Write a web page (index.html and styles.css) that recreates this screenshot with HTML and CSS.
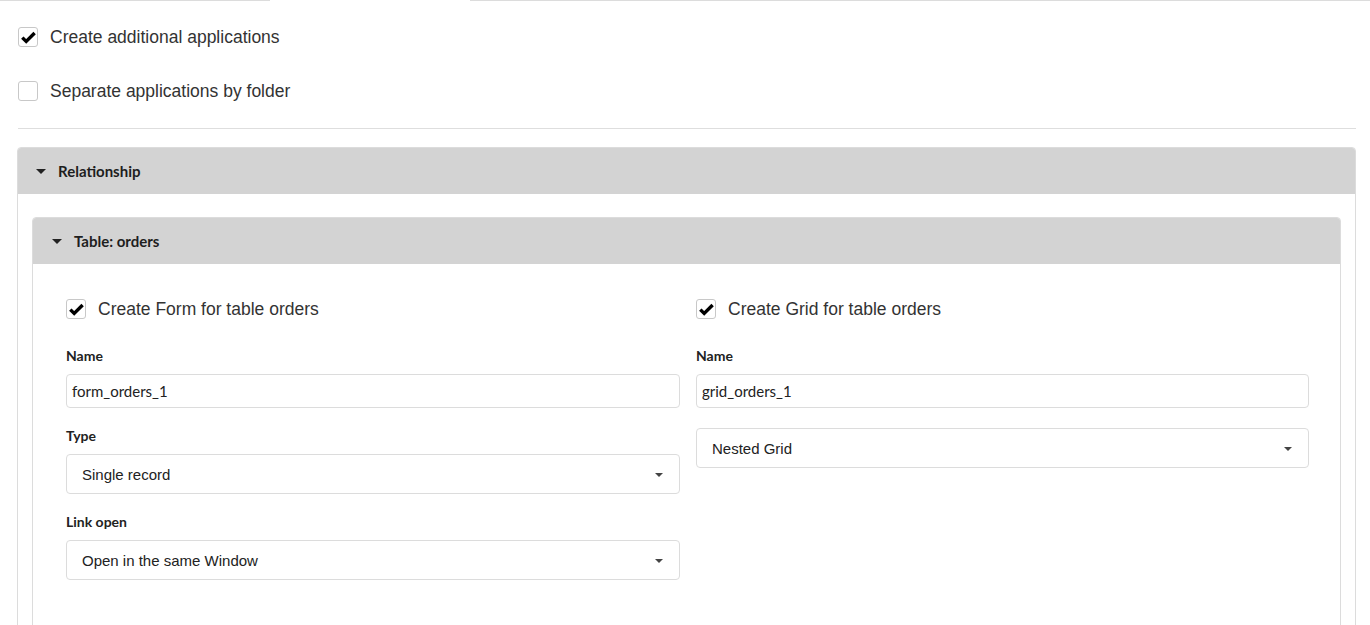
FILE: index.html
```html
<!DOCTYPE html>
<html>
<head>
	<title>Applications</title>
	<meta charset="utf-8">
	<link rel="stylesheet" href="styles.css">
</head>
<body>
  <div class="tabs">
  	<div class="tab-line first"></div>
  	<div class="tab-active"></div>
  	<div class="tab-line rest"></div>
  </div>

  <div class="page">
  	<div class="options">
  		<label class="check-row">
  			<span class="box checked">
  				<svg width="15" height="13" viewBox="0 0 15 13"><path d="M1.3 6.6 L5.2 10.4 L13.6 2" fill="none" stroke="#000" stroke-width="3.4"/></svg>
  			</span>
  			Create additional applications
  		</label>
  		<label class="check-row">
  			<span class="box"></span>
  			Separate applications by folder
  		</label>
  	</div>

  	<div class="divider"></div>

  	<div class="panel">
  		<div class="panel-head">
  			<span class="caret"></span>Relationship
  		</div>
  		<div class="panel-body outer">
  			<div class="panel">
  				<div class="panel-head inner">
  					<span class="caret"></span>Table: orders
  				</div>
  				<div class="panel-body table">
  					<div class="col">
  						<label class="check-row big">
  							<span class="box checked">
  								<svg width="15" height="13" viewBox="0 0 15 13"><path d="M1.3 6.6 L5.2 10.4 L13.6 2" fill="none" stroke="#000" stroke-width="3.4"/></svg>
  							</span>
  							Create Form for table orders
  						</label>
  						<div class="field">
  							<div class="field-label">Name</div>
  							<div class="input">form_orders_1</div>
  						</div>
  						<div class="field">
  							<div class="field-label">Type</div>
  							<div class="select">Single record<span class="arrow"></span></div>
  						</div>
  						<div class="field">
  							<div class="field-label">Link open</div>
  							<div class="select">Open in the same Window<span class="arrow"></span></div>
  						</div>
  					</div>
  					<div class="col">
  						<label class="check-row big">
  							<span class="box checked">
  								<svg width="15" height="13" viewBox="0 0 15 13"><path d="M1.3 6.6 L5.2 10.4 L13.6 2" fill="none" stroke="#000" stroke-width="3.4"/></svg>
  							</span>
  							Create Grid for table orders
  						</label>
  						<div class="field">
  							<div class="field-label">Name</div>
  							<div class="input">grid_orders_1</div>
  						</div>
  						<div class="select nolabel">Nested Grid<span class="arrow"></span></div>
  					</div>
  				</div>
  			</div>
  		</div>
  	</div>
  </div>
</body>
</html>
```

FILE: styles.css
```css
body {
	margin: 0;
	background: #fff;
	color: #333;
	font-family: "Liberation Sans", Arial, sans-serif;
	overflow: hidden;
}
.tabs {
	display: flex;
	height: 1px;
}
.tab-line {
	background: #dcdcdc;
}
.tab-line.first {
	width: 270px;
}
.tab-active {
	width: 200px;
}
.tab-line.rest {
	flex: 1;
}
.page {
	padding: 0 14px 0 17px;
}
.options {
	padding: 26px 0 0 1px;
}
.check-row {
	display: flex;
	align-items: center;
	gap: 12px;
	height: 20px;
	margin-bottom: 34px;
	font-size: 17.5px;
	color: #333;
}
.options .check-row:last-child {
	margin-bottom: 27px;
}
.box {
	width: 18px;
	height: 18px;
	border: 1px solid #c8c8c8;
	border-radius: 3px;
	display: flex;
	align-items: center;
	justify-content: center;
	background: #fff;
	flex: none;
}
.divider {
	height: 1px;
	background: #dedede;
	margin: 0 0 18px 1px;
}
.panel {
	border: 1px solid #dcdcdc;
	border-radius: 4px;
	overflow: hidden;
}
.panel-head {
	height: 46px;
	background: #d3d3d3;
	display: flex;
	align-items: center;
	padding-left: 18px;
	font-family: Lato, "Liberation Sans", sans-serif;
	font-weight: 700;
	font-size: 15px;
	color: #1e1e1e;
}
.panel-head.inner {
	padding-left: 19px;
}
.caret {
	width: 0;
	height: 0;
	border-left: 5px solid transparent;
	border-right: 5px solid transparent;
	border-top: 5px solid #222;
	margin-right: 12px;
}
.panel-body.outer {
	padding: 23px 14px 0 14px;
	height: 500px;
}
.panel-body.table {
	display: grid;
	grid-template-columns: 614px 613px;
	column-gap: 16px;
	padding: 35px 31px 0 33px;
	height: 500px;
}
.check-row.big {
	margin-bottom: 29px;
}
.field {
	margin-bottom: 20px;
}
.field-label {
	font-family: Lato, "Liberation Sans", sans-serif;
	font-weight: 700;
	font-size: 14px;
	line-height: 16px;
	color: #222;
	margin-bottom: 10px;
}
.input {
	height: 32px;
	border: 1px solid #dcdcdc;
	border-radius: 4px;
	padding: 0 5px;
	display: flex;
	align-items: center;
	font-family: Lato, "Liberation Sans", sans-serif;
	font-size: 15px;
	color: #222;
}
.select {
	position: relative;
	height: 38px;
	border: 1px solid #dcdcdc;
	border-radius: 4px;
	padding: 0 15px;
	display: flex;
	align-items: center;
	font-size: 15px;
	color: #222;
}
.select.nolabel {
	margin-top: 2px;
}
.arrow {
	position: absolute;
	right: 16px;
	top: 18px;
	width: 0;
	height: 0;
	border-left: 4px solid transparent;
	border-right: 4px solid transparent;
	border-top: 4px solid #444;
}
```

------------------------------------

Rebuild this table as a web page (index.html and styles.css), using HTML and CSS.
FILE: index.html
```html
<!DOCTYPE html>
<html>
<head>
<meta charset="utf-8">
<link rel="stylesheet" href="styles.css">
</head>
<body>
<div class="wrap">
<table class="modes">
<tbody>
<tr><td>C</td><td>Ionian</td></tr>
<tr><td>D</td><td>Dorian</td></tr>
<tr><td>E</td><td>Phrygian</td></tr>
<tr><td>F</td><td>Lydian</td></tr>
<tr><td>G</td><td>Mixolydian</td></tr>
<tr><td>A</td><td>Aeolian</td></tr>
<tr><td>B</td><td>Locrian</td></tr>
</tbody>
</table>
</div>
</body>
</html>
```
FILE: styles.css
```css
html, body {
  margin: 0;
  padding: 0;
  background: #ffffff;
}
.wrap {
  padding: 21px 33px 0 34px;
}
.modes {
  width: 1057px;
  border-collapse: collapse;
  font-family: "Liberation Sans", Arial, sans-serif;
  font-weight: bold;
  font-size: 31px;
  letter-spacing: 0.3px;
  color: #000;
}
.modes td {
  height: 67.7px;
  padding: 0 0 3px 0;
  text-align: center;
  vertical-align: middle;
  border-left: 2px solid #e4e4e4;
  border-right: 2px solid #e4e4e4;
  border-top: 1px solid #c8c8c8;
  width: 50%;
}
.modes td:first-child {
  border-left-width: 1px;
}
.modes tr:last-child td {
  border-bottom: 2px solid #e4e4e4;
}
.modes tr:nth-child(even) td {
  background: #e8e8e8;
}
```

------------------------------------

- Work to do -
Of the lines in this listing, how many contain "page"? Reply with the number and nothing more.

- Output below -
4